7. Voting technology and ballot design: Because of the 2000 Florida fiasco most states bought some new voting equipment for the 2004 election. However, in many states, such as Ohio, the old error-prone punch cards remained, and in others, transitions to new technology, such as electronic voting machines, caused their own problems or raised much publicized concerns about security of the vote. Underappreciated, though, are problems with ballot design, such as the famed butterfly ballot, that often confuse first-time voters, or long ballots, which on electronic voting machines will lead voters to spend several minutes scrolling through different offices.
8. Voter "suppression" or "intimidation": In the weeks preceding the 2004 election, much was made of anticipated "challenges" to voters. On election-day, widespread challenges to voter qualifications did not materialize. Nevertheless, with each election and each added qualification for voting (such as identification requirements), civil rights groups often point to the increased risk that the presence and actions of poll watchers will be a source of intimidation, deterring certain groups of voters from showing up on election day.
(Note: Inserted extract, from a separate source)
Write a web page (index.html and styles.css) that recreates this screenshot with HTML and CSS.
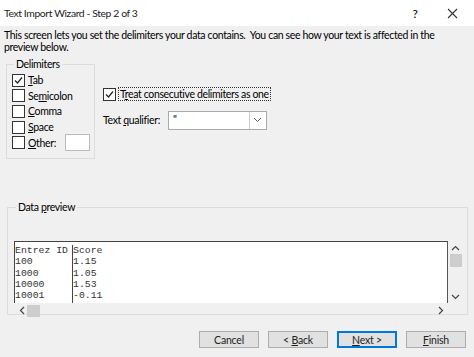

In delineating these categories, I presage the later argument that these types of problems are more pressing than the high profile legal issues of redistricting and vote dilution. In any event, the problems from the last two elections remind us that much work remains to be done in order to remove the remaining and recurring barriers to minority participation and influence.
Perhaps it is so obvious that it need not be said, but the important difference between the classic forms of disenfranchisement and these new barriers to minority participation and influence concerns the transformation of partisan politics, particularly but not exclusively in the South, and the place of minority voters caught in the crossfire of this new party politics. When Congress first passed the Voting Rights Act, the Republican Party was almost completely absent from the "Solid South." The burdens of section 5 fell on White Democratic legislatures and local jurisdictions that generally felt threatened by minority enfranchisement.
Although President Johnson reportedly said "there goes the South" when he signed the Civil Rights Act the year before the passage of the VRA, the nascent Republican Party did not pose a real threat to Democratic hegemony in the region until the late 1980s. Today, African American voters are solidly Democratic, but the South is anything but. As a result, the viciousness of partisan politics, as taken out on the most loyal and growing share of Democrats, presents itself as obstacles to minority participation and influence.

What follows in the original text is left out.